Pages as source code
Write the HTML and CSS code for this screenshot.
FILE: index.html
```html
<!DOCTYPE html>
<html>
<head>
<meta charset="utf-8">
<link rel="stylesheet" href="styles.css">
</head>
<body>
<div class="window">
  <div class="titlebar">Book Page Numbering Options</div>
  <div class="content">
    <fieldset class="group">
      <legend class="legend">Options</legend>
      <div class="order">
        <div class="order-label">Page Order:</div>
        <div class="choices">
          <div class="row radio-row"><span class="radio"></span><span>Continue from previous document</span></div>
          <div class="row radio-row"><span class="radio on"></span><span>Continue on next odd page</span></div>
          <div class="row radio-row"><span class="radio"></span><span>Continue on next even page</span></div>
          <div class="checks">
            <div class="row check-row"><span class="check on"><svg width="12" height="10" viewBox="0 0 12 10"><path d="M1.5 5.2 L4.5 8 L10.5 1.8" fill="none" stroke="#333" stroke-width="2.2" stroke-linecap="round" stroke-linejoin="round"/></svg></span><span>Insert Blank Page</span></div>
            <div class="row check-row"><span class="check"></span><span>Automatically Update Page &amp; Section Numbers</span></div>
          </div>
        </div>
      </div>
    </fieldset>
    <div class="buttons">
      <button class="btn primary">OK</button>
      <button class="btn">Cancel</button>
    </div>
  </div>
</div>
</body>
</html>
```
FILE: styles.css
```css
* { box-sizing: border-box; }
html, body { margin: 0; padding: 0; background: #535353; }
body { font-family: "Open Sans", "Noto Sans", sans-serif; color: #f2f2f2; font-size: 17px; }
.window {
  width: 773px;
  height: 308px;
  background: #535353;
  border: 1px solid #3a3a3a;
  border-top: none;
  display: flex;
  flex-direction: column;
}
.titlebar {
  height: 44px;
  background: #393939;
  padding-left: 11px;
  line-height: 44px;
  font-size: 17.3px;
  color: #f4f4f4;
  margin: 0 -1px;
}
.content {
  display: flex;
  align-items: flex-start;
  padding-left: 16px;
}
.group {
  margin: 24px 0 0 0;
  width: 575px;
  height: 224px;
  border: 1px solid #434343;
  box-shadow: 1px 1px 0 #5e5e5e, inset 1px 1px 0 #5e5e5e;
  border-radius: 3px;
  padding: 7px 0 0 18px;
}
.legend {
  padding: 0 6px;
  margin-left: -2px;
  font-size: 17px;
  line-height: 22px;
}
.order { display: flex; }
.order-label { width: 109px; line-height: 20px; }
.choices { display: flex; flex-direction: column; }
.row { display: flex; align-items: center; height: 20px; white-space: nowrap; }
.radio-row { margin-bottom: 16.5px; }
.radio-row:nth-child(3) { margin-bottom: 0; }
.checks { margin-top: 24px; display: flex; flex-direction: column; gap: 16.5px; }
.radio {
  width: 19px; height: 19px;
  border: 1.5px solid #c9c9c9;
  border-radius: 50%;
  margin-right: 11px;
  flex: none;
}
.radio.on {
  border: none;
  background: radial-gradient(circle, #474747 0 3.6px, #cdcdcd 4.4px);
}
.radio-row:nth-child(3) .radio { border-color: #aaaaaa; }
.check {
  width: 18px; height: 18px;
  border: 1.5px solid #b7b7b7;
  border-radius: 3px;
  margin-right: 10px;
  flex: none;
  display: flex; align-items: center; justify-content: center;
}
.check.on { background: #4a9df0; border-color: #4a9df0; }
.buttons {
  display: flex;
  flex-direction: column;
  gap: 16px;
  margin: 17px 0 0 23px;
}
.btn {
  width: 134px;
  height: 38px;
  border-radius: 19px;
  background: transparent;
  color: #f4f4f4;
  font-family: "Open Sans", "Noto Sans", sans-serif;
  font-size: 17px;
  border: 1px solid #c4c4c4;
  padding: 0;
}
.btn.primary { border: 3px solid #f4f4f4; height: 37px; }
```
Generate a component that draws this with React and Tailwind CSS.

Task:
Copy the material above, line for line.

Problem solution:
Write the HTML and CSS code for this screenshot.
FILE: index.html
```html
<!DOCTYPE html>
<html>
<head>
<meta charset="utf-8">
<link rel="stylesheet" href="styles.css">
</head>
<body>
<div class="window">
  <div class="titlebar">Book Page Numbering Options</div>
  <div class="content">
    <fieldset class="group">
      <legend class="legend">Options</legend>
      <div class="order">
        <div class="order-label">Page Order:</div>
        <div class="choices">
          <div class="row radio-row"><span class="radio"></span><span>Continue from previous document</span></div>
          <div class="row radio-row"><span class="radio on"></span><span>Continue on next odd page</span></div>
          <div class="row radio-row"><span class="radio"></span><span>Continue on next even page</span></div>
          <div class="checks">
            <div class="row check-row"><span class="check on"><svg width="12" height="10" viewBox="0 0 12 10"><path d="M1.5 5.2 L4.5 8 L10.5 1.8" fill="none" stroke="#333" stroke-width="2.2" stroke-linecap="round" stroke-linejoin="round"/></svg></span><span>Insert Blank Page</span></div>
            <div class="row check-row"><span class="check"></span><span>Automatically Update Page &amp; Section Numbers</span></div>
          </div>
        </div>
      </div>
    </fieldset>
    <div class="buttons">
      <button class="btn primary">OK</button>
      <button class="btn">Cancel</button>
    </div>
  </div>
</div>
</body>
</html>
```
FILE: styles.css
```css
* { box-sizing: border-box; }
html, body { margin: 0; padding: 0; background: #535353; }
body { font-family: "Open Sans", "Noto Sans", sans-serif; color: #f2f2f2; font-size: 17px; }
.window {
  width: 773px;
  height: 308px;
  background: #535353;
  border: 1px solid #3a3a3a;
  border-top: none;
  display: flex;
  flex-direction: column;
}
.titlebar {
  height: 44px;
  background: #393939;
  padding-left: 11px;
  line-height: 44px;
  font-size: 17.3px;
  color: #f4f4f4;
  margin: 0 -1px;
}
.content {
  display: flex;
  align-items: flex-start;
  padding-left: 16px;
}
.group {
  margin: 24px 0 0 0;
  width: 575px;
  height: 224px;
  border: 1px solid #434343;
  box-shadow: 1px 1px 0 #5e5e5e, inset 1px 1px 0 #5e5e5e;
  border-radius: 3px;
  padding: 7px 0 0 18px;
}
.legend {
  padding: 0 6px;
  margin-left: -2px;
  font-size: 17px;
  line-height: 22px;
}
.order { display: flex; }
.order-label { width: 109px; line-height: 20px; }
.choices { display: flex; flex-direction: column; }
.row { display: flex; align-items: center; height: 20px; white-space: nowrap; }
.radio-row { margin-bottom: 16.5px; }
.radio-row:nth-child(3) { margin-bottom: 0; }
.checks { margin-top: 24px; display: flex; flex-direction: column; gap: 16.5px; }
.radio {
  width: 19px; height: 19px;
  border: 1.5px solid #c9c9c9;
  border-radius: 50%;
  margin-right: 11px;
  flex: none;
}
.radio.on {
  border: none;
  background: radial-gradient(circle, #474747 0 3.6px, #cdcdcd 4.4px);
}
.radio-row:nth-child(3) .radio { border-color: #aaaaaa; }
.check {
  width: 18px; height: 18px;
  border: 1.5px solid #b7b7b7;
  border-radius: 3px;
  margin-right: 10px;
  flex: none;
  display: flex; align-items: center; justify-content: center;
}
.check.on { background: #4a9df0; border-color: #4a9df0; }
.buttons {
  display: flex;
  flex-direction: column;
  gap: 16px;
  margin: 17px 0 0 23px;
}
.btn {
  width: 134px;
  height: 38px;
  border-radius: 19px;
  background: transparent;
  color: #f4f4f4;
  font-family: "Open Sans", "Noto Sans", sans-serif;
  font-size: 17px;
  border: 1px solid #c4c4c4;
  padding: 0;
}
.btn.primary { border: 3px solid #f4f4f4; height: 37px; }
```
Generate a component that draws this with React and Tailwind CSS.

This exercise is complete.